A culture rebuilt through safety
In 2022, the team faced an even greater challenge when safety violations in the shared Unit Operations Lab came to light. Due to lapses in protocol following the pandemic and over a year of lab inactivity, the team’s access was suspended until they could demonstrate a renewed commitment to lab safety. After months refocusing and rebuilding trust with administration, appointing a dedicated safety lead, rewriting standard operating procedures and taking lab safety courses, the team rebuilt a culture where every team member became an advocate for safety. These practices laid a new foundation that continues to shape the team today.
Part of the urgency behind the team’s rapid turnaround stemmed from an ambitious plan to bring two cars—a pressure car and a zinc-air battery car—to the 2023 Regionals. The team was finally permitted to reenter the lab just two weeks before the competition; at the time neither car’s chemistry was functioning. The team entered a period of intense collaboration and troubleshooting. In a remarkable feat, both cars were made fully operational and brought to McGill University for Regionals, where they competed against seven other cars. Despite unexpected challenges with the competition floor—specifically, a thin plastic tarp that disrupted the pressure car’s performance—the team secured second and fourth place finishes with the battery and pressure cars, respectively.

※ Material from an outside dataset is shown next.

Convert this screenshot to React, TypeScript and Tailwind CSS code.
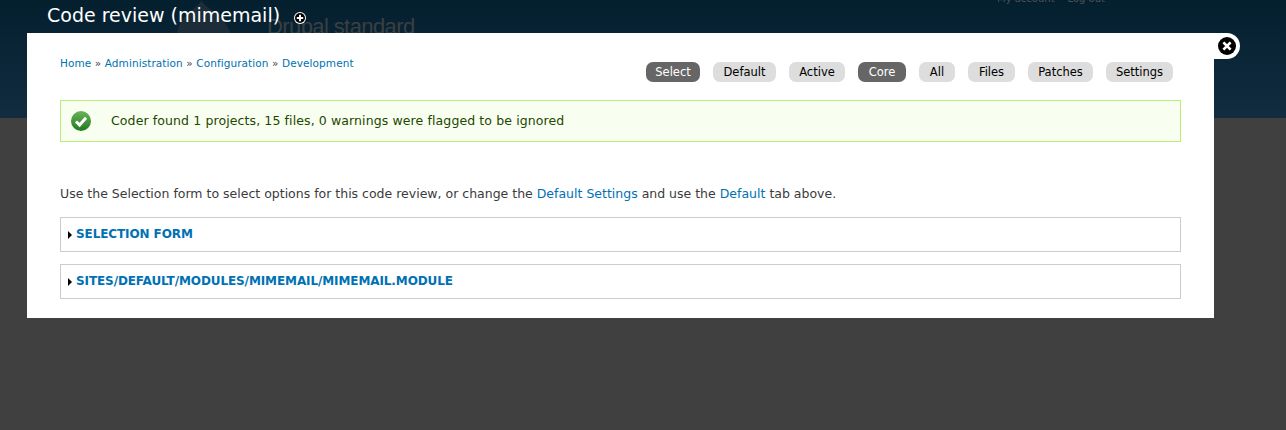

The following years brought other challenges, but the team’s revitalized safety culture and focus on collaboration positioned them for sustained success. After some shifts in team leadership, ChemE Car rebuilt relationships with department administration, strengthened internal bonds through frequent team socials, and reinvigorated its culture of peer mentorship and learning.

Comeback
Two years later, ChemE Car’s transformation is undeniable. The team is not only winning competitions, but also cultivating a spirit of enthusiasm and mutual respect that permeates every meeting and event. At club fairs and information sessions, team members light up as they share stories about their ChemE Car experience and community. Beyond the trophies, it’s these moments—the camaraderie, the growth, the problem-solving under pressure—that define one of the most successful teams in ChemE Car history. At its heart, ChemE Car at Cornell is about more than chemically powered vehicles. It’s about building a community of innovators, leaders, and collaborators who grow together through challenge, discovery and shared purpose.